Eduardo Affonso
O Globo
Fui ávido para mergulhar no Caribe e no comunismo. Encontrei-os em frente ao hotel. Um, aspergindo azul sobre o Malecón; o outro, na forma de um sujeito que veio oferecer charutos desviados das fábricas estatais. No, gracias. Será que eu não queria rum legítimo? Conhecer uma amiga dele? Um amigo, quem sabe?
Essa cena se repetiu dezenas de vezes. Mas não era nos tempos de Fulgêncio Batista que o país se tornara o paraíso do contrabando e da prostituição? Cuba e seus paradoxos…
DIZ A MILITANTE – Nas sacadas dos sobrados da Habana Vieja (impossível estar em Cuba e não pensar na Bahia), há lembranças de uma já dilapidada elegância. Numa dessas quase ruínas, a orgulhosa militante faz questão de contar que falta manteiga, mas todos têm pão; que ela não teve boneca, mas a filha é cientista. Quantos no mundo — pergunta, retoricamente — podem dizer isso? Não sei.
Adiante, na calçada onde se trocam tampas sem panela por panelas sem tampa, outra mulher, com dólares amarrotados na mão, me pede para comprar, numa loja exclusiva para estrangeiros, açúcar, sabonete, um pedaço de frango. Onde se aceita peso, falta quase tudo.
O analfabetismo foi praticamente erradicado. Mas educação, entendida como diálogo, reflexão, questionamento e construção ativa do conhecimento, isso não há. Há doutrinação — o oposto de preparar para o mundo, de proporcionar a experiência de saber o que existe mais além.
E AS LIVRARIAS – Na teoria, em Cuba haveria livros a mancheias, edições baratas por causa do papel de baixa qualidade e do pouco caso com direitos autorais. Na prática, bem fornidas só as prateleiras de marxismo. Mas tive experiências enriquecedoras em livrarias.

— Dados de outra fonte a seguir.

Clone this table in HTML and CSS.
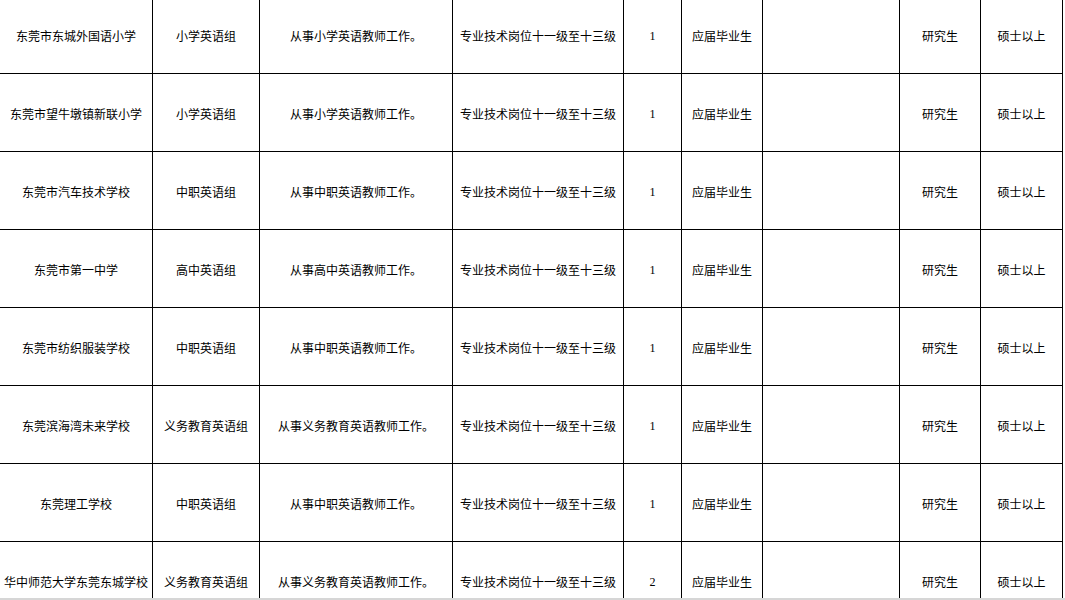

Com um quê de filme de 007, elas tinham se tornado o lugar perfeito para câmbio ilegal. Trocavam-se olhares, acertava-se a taxa (dez vezes maior que a oficial) com gestos sutis. Pesos cubanos eram deixados entre as páginas ásperas de um volume sobre materialismo dialético, enquanto se encartava a cédula de dólar numa obra em papel-jornal sobre a concentração de capital. Depois, era só devolver os exemplares às estantes, disfarçar, e cada um folhear o livro alheio, recolhendo discretamente o que ali houvesse de valor.
Ensaia-se agora, no verão de lá, uma “primavera de Havana”, com o povo — alegre e generoso como poucos — indo às ruas exigir liberdade, oportunidade, dignidade, comida. Quem derrubou há 62 anos uma tirania saberá como fazer uma nova revolução, trocando “Patria o muerte” por “Patria y vida”.
SEM DATA PARA ACABAR – Estive na Hungria de Kádár, na Tchecoslováquia de Husák, na Iugoslávia de Dizdarevic. No Mianmar de uma junta militar, na Cuba de Fidel. E, para variar, no Chile de Pinochet. Muita sorte teve, muita sorte terá quem andou por lá como viajante, sabendo que as restrições eram por poucos dias, não sem data para acabar.
Na última noite em Havana, me apareceu no hotel a cubana para quem comprei comida e com quem comentei não ter encontrado os livros que queria. Trazia numa sacola todos os de Alejo Carpentier e Nicolás Guillén da sua estante.
Por isso, Cuba seja aqui. Uma gente tão parecida com a nossa, que não quer saber de ditadura. Seja a de Castro, seja a de Ustra.